Some minerals are so rare that only a handful of specimens are known to exist. A few of these very rare minerals, such as painite, have even been found in gem quality. But in the international gem trade, the rarest gemstones are considered to be those that draw the highest prices per carat at auction at Sotheby’s and Christie’s.


The Hancock Red

Based on this criterion, certain colored diamonds are the rarest gemstones in the world, particularly strongly colored natural diamonds in pink, blue, yellow and green. Among the colored diamonds, the rarest of all is the red diamond. In fact there are only perhaps 20 to 30 red diamonds known to exist, and most are less than half a carat.

In 1980 the highest auction price paid for a diamond was $127,000 a carat for a 7.27 ct pink diamond. That record was shattered in 1987 by the first high quality red diamond to be sold at auction, the 0.95 carat Hancock Red. It sold for for over $926,000 a carat!

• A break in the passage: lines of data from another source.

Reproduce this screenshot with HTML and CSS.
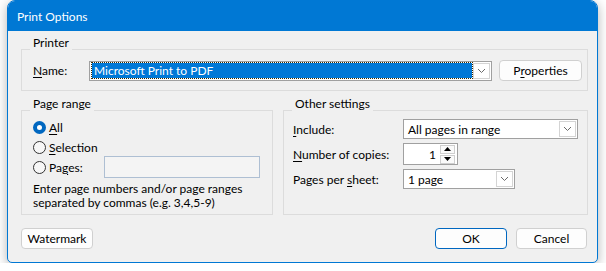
FILE: index.html
```html
<!DOCTYPE html>
<html lang="en">
<head>
    <meta charset="UTF-8">
    <meta name="viewport" content="width=device-width, initial-scale=1.0">
    <title>Print Options</title>
    <link rel="stylesheet" href="styles.css">
</head>
<body>
    <div class="window">
        <div class="titlebar">Print Options</div>

        <div class="dialog-body">
            <!-- Printer -->
            <div class="group printer-group">
                <span class="group-title">Printer</span>
                <div class="printer-row">
                    <span class="field-label name-label"><u>N</u>ame:</span>
                    <div class="combo name-combo">
                        <span class="combo-value"><span class="selected-text">Microsoft Print to PDF</span></span>
                        <span class="combo-arrow">
                            <svg width="9" height="6" viewBox="0 0 9 6"><path d="M1 1 L4.5 4.5 L8 1" fill="none" stroke="#6b6b6b" stroke-width="1"/></svg>
                        </span>
                    </div>
                    <button class="btn props-btn">P<u>r</u>operties</button>
                </div>
            </div>

            <div class="groups-row">
                <!-- Page range -->
                <div class="group range-group">
                    <span class="group-title">Page range</span>
                    <div class="radio-row">
                        <span class="radio checked"></span>
                        <span><u>A</u>ll</span>
                    </div>
                    <div class="radio-row">
                        <span class="radio"></span>
                        <span><u>S</u>election</span>
                    </div>
                    <div class="radio-row">
                        <span class="radio"></span>
                        <span class="pages-label">Pa<u>g</u>es:</span>
                        <span class="pages-input"></span>
                    </div>
                    <p class="hint">Enter page numbers and/or page ranges<br>separated by commas (e.g. 3,4,5-9)</p>
                </div>

                <!-- Other settings -->
                <div class="group other-group">
                    <span class="group-title">Other settings</span>
                    <div class="setting-row">
                        <span class="setting-label"><u>I</u>nclude:</span>
                        <div class="combo include-combo">
                            <span class="combo-value">All pages in range</span>
                            <span class="combo-arrow">
                                <svg width="9" height="6" viewBox="0 0 9 6"><path d="M1 1 L4.5 4.5 L8 1" fill="none" stroke="#6b6b6b" stroke-width="1"/></svg>
                            </span>
                        </div>
                    </div>
                    <div class="setting-row copies-row">
                        <span class="setting-label"><u>N</u>umber of copies:</span>
                        <div class="spin">
                            <span class="spin-value">1</span>
                            <span class="spin-buttons">
                                <span class="spin-btn">
                                    <svg width="7" height="4" viewBox="0 0 7 4"><path d="M0 4 L3.5 0 L7 4 Z" fill="#000"/></svg>
                                </span>
                                <span class="spin-btn">
                                    <svg width="7" height="4" viewBox="0 0 7 4"><path d="M0 0 L3.5 4 L7 0 Z" fill="#000"/></svg>
                                </span>
                            </span>
                        </div>
                    </div>
                    <div class="setting-row">
                        <span class="setting-label">Pages per <u>s</u>heet:</span>
                        <div class="combo sheet-combo">
                            <span class="combo-value">1 page</span>
                            <span class="combo-arrow">
                                <svg width="9" height="6" viewBox="0 0 9 6"><path d="M1 1 L4.5 4.5 L8 1" fill="none" stroke="#6b6b6b" stroke-width="1"/></svg>
                            </span>
                        </div>
                    </div>
                </div>
            </div>

            <div class="footer">
                <button class="btn watermark-btn">Watermark</button>
                <button class="btn ok-btn">OK</button>
                <button class="btn cancel-btn">Cancel</button>
            </div>
        </div>
    </div>
</body>
</html>
```

FILE: styles.css
```css
* {
    box-sizing: border-box;
}

body {
    margin: 0;
    background: #fff;
    color: #000;
    font-family: "Segoe UI", Lato, "Noto Sans", sans-serif;
    font-size: 12px;
}

u {
    text-underline-offset: 2px;
}

.window {
    margin-left: 7px;
    width: 591px;
    height: 263px;
    border: 1px solid #0078d4;
    border-radius: 8px 8px 5px 5px;
    background: #f0f0f0;
    box-shadow: 0 3px 12px rgba(0, 0, 0, 0.3);
    overflow: hidden;
    display: flex;
    flex-direction: column;
}

.titlebar {
    height: 30px;
    line-height: 31px;
    padding-left: 9px;
    background: #0078d4;
    color: #fff;
}

.dialog-body {
    padding: 18px 9px 0 13px;
    display: flex;
    flex-direction: column;
}

/* Group boxes */
.group {
    position: relative;
    border: 1px solid #dcdcdc;
}

.group-title {
    position: absolute;
    top: -15px;
    left: 8px;
    padding: 0 3px;
    line-height: 16px;
    background: #f0f0f0;
}

.printer-group {
    height: 42px;
    padding: 10px 0 0 11px;
}

.printer-row {
    display: flex;
    align-items: center;
    height: 21px;
}

.name-label {
    width: 56px;
}

.groups-row {
    display: flex;
    gap: 10px;
    margin-top: 19px;
}

.range-group {
    width: 252px;
    height: 105px;
    padding: 6px 0 0 11px;
}

.other-group {
    width: 305px;
    height: 105px;
    padding: 8px 0 0 9px;
}

/* Combo boxes */
.combo {
    display: flex;
    align-items: center;
    height: 20px;
    border: 1px solid #a0a0a0;
    background: #fff;
}

.combo-value {
    flex: 1;
    padding-left: 4px;
    white-space: nowrap;
}

.combo-arrow {
    width: 17px;
    height: 16px;
    margin-right: 1px;
    border: 1px solid #d4d4d4;
    display: flex;
    justify-content: center;
    align-items: center;
}

.name-combo {
    width: 403px;
}

.name-combo .combo-value {
    padding: 0 1px 0 2px;
}

.selected-text {
    display: block;
    height: 15px;
    line-height: 15px;
    padding-left: 2px;
    background: #0078d7;
    color: #fff;
    outline: 1px dotted #3a2a00;
}

.include-combo {
    width: 175px;
}

.sheet-combo {
    width: 112px;
}

/* Buttons */
.btn {
    height: 21px;
    padding: 0;
    border: 1px solid #d0d0d0;
    border-radius: 4px;
    background: #fdfdfd;
    color: #000;
    font: inherit;
}

.props-btn {
    width: 83px;
    margin-left: 7px;
}

/* Radios */
.radio-row {
    display: flex;
    align-items: center;
    height: 20px;
}

.radio {
    width: 13px;
    height: 13px;
    margin-right: 3px;
    border: 1px solid #333;
    border-radius: 50%;
    background: #f7f7f7;
}

.radio.checked {
    border: 4px solid #0067c0;
    background: #fff;
}

.pages-label {
    width: 55px;
}

.pages-input {
    width: 156px;
    height: 22px;
    border: 1px solid #aebfd3;
    background: #f4f4f4;
}

.hint {
    margin: 5px 0 0;
    line-height: 14px;
}

/* Other settings */
.setting-row {
    display: flex;
    align-items: center;
    height: 20px;
    margin-bottom: 4px;
}

.copies-row {
    height: 22px;
}

.setting-label {
    width: 110px;
}

.spin {
    display: flex;
    align-items: center;
    width: 55px;
    height: 22px;
    border: 1px solid #a0a0a0;
    background: #fff;
}

.spin-value {
    flex: 1;
    text-align: right;
    padding-right: 4px;
}

.spin-buttons {
    display: flex;
    flex-direction: column;
    gap: 1px;
    margin-right: 2px;
}

.spin-btn {
    width: 15px;
    height: 9px;
    border: 1px solid #cfcfcf;
    background: #fafafa;
    display: flex;
    justify-content: center;
    align-items: center;
}

/* Footer */
.footer {
    display: flex;
    margin-top: 13px;
    padding-right: 1px;
}

.watermark-btn {
    width: 72px;
    margin-right: auto;
}

.ok-btn {
    width: 72px;
    margin-right: 9px;
    border-color: #0067c0;
}

.cancel-btn {
    width: 71px;
}
```
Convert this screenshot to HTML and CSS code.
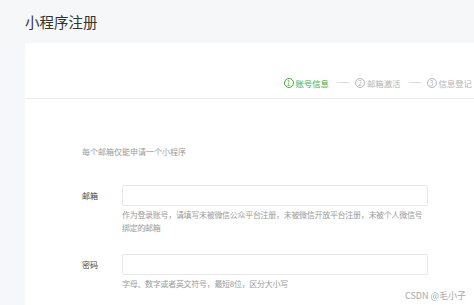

The Hancock Red was sold by the heirs of the American owner, Warren Hancock, a Montana rancher and diamond collector. Mr. Hancock had bought all his diamonds at retail prices from his local jeweler, and he had reportedly paid $13,500 for the 0.95 carat red diamond in 1956. It is fair to say this was one of the greatest gemstone investments of the century.

A new price record was just set in November 2007 at Christie’s in Geneva. A ring containing a rare 2.26 carat purplish-red diamond sold for $2.6 million, or about $1.15 million a carat.


Moussaieff Red Diamond

The largest known red diamond that has been graded by the Gemological Institute of America (GIA) is the 5.11 carat Moussaieff Red Diamond. It is a trillion cut diamond rated as Fancy Red by the GIA. This diamond was reportedly found by a Brazilian farmer in the mid-1990’s as a rough stone of about 11 carats. The diamond was purchased and cut by the William Goldberg Diamond Corp., where it went by its original name, the Red Shield. It is currently owned by Moussaieff Jewelers Ltd., though the selling price has not been revealed.

Some colored diamonds, such as blue and yellow diamonds, are colored by trace amounts of impurities. Yellow diamonds are colored by nitrogen, and blue diamonds by boron. But red and pink diamonds are not colored by impurities; rather their color is the result of minute defects in the crystal lattice.